Field Trip and Recognition GuidanceGuidance on field trips and recognition in expanded learning programs.
The Uniform Administrative Requirements, Cost Principles and
Audit Requirements for Federal Awards
(Revised April 2017)
Costs of entertainment, including amusement, diversion, social activities and any costs directly associated with such costs (such as tickets to shows or sports events, meals, lodging, rentals, transportation, and gratuities) are unallowable.
The purpose of this guidance is to ensure that grantees have the correct information when developing their program plans regarding field trips and/or recognitions, and are in compliance with federal guidance provided in OMB Circular A-87 concerning allowable expenditures. This guidance is intended, but is not guaranteed, to provide the most defensible position in case of an audit. It is the grantee’s responsibility to keep detailed records and justifications on file for audit and/or monitoring purposes.
Field trips for entertainment purposes are not allowable. However, the federally funded After School Safety and Enrichment for Teens program, the 21st Century Community Learning Centers program, and the state funded After School Education and Safety program permit field trips that can be a valuable educational and enrichment experience for youth. They should be connected to the academic or enrichment program and provide an educational experience from which students can grow academically or culturally. The program should document how all field trips are linked to academic learning and how the trip will assist with meeting program goals outlined in the after school program plan.
The activity undertaken on any field trip, however, must fall within the above stated program activities and program budget. Careful attention should be given to trip selection, pre-visit preparation, and appropriate follow-up activities such as an evaluation of the field trip as it relates to the overall goals, objectives, and strategies for successful after school programs. The use of field trips should be articulated in the program plan so that the activity is directly linked.
Good planning and organization should precede field trips. An example of good planning would be a field trip to a theater to see a play. This trip might be followed up with the student writing a report that focuses on the academic and/or enrichment value such as the play’s meaning within the context of their own life experience.
ELPs may count students’ attendance when they attend educational field trips during program hours (i.e., science camp) as long as they meet all of the following criteria:
- Staff who are supervising the students meet the minimum qualifications of an instructional aide (does not have to be the ELP staff).
- The educational field trip must be linked to goals in the Program Plan.
- A sign in and out sheet must be completed every day for each student.
- Only students who are in the ELP can be counted.
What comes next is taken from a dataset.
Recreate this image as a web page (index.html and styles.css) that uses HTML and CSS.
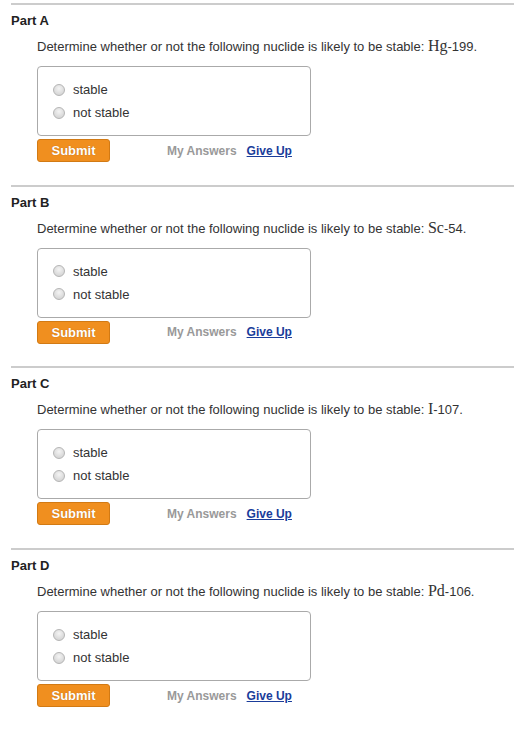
FILE: index.html
```html
<!DOCTYPE html>
<html lang="en">
<head>
    <meta charset="UTF-8">
    <meta name="viewport" content="width=device-width, initial-scale=1.0">
    <title>Nuclide Stability</title>
    <link rel="stylesheet" href="styles.css">
</head>
<body>
    <div class="part">
        <h2 class="part-title">Part A</h2>
        <p class="question">Determine whether or not the following nuclide is likely to be stable: <span class="sym">Hg</span>-199.</p>
        <div class="choices">
            <label class="choice"><input type="radio" name="a"> stable</label>
            <label class="choice"><input type="radio" name="a"> not stable</label>
        </div>
        <div class="actions">
            <button class="submit">Submit</button>
            <span class="my-answers">My Answers</span>
            <a href="#" class="give-up">Give Up</a>
        </div>
    </div>

    <div class="part">
        <h2 class="part-title">Part B</h2>
        <p class="question">Determine whether or not the following nuclide is likely to be stable: <span class="sym">Sc</span>-54.</p>
        <div class="choices">
            <label class="choice"><input type="radio" name="b"> stable</label>
            <label class="choice"><input type="radio" name="b"> not stable</label>
        </div>
        <div class="actions">
            <button class="submit">Submit</button>
            <span class="my-answers">My Answers</span>
            <a href="#" class="give-up">Give Up</a>
        </div>
    </div>

    <div class="part">
        <h2 class="part-title">Part C</h2>
        <p class="question">Determine whether or not the following nuclide is likely to be stable: <span class="sym">I</span>-107.</p>
        <div class="choices">
            <label class="choice"><input type="radio" name="c"> stable</label>
            <label class="choice"><input type="radio" name="c"> not stable</label>
        </div>
        <div class="actions">
            <button class="submit">Submit</button>
            <span class="my-answers">My Answers</span>
            <a href="#" class="give-up">Give Up</a>
        </div>
    </div>

    <div class="part">
        <h2 class="part-title">Part D</h2>
        <p class="question">Determine whether or not the following nuclide is likely to be stable: <span class="sym">Pd</span>-106.</p>
        <div class="choices">
            <label class="choice"><input type="radio" name="d"> stable</label>
            <label class="choice"><input type="radio" name="d"> not stable</label>
        </div>
        <div class="actions">
            <button class="submit">Submit</button>
            <span class="my-answers">My Answers</span>
            <a href="#" class="give-up">Give Up</a>
        </div>
    </div>
</body>
</html>
```

FILE: styles.css
```css
body {
    margin: 0;
    padding-top: 3px;
    font-family: "Liberation Sans", Arial, sans-serif;
    color: #333;
    background-color: #fff;
}
.part {
    margin-left: 11px;
    border-top: 2px solid #ccc;
    padding: 8px 0 22.7px 0;
}
.part-title {
    margin: 0;
    font-size: 13px;
    line-height: 16px;
    font-weight: bold;
    color: #222;
}
.question {
    margin: 9px 0 0 26px;
    font-size: 13px;
    line-height: 16px;
    color: #333;
}
.sym {
    font-family: "Liberation Serif", "Times New Roman", serif;
    font-size: 16px;
    line-height: 16px;
}
.choices {
    margin: 11px 0 0 26px;
    width: 244px;
    padding: 11px 14px;
    border: 1px solid #aaa;
    border-radius: 4px;
}
.choice {
    display: flex;
    align-items: center;
    height: 23px;
    font-size: 13px;
    color: #333;
}
.choice input {
    appearance: none;
    -webkit-appearance: none;
    width: 12px;
    height: 12px;
    margin: 0 8px 0 1px;
    border: 1px solid #b5b5b5;
    border-radius: 50%;
    background: radial-gradient(circle at 50% 35%, #f4f4f4 0%, #dcdcdc 60%, #cfcfcf 100%);
}
.actions {
    display: flex;
    align-items: center;
    height: 23px;
    margin: 3px 0 0 26px;
    font-size: 12px;
    font-weight: bold;
}
.submit {
    width: 73px;
    height: 23px;
    padding: 0;
    border: 1px solid #d27a14;
    border-radius: 3px;
    background-color: #f08f1f;
    color: #fff;
    font-family: "Liberation Sans", Arial, sans-serif;
    font-size: 13px;
    font-weight: bold;
    text-shadow: 0 0 1px rgba(120, 60, 0, 0.5);
}
.my-answers {
    margin-left: 57px;
    color: #999;
}
.give-up {
    margin-left: 10px;
    color: #1a3c9a;
    text-decoration: underline;
}
```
- Supplanting – In order to avoid supplanting, ELP funding can only be used for educational field trips that are coordinated and provided by the ELP. The educational field trips should be directly connected to the academic or enrichment components of the ELP. ELP funding cannot be used for field trips provided or coordinated by the core instructional day.
- Liability – The Local Education Agency (LEA) hosting the educational field trip holds the liability for the students during the field trip. This is usually documented in subcontracts or Memorandum of Understandings if the program is operated by a non-LEA, such as by a Community Based Organization.
- Permission – Qualified staff (i.e., teachers, instructional aides, etc.) are able to sign the students in and out while in attendance at the educational field trip during program hours.
- Attendance – Only students who attend the ELP should be counted toward the ELP attendance. Promising practices require the grantee agency maintain a list of students participating in the ELP and do not simply enroll the entire school in the program for the attendance.
Below are some questions to consider prior to taking a field trip:
- What is the relevance of proposed field trip to a learning objective?
- What teaching will occur prior to, during, and after the field trip to make it contextually relevant to the students’ experiences?
- How will the trip’s educational value be assessed upon completion of the trip?
- How will the field trip costs be covered?
- What is the impact of the trip on available program budget resources?
Generally, recognition is given after completion of an activity. Recognizing certain achievements in the ELP are an allowable cost. An example may be–if certain students participating in a club finish a high quality project, they are then recognized with certificates.
Although these are allowable costs, due to the possibility of recognition costs being identified as incentives in an audit, the After School Division encourages grantees to use other funds through partnering with community organizations or fundraising. An incentive is something substantial that is used as a reward to entice students to behave in a particular way, such as attending the program. Examples of an incentive are substantial rewards such as gift card or sports equipment explicitly promised prior to the activity that promotes a desired student behavior. Incentives that are paid for with public funds are more likely to result in an audit finding.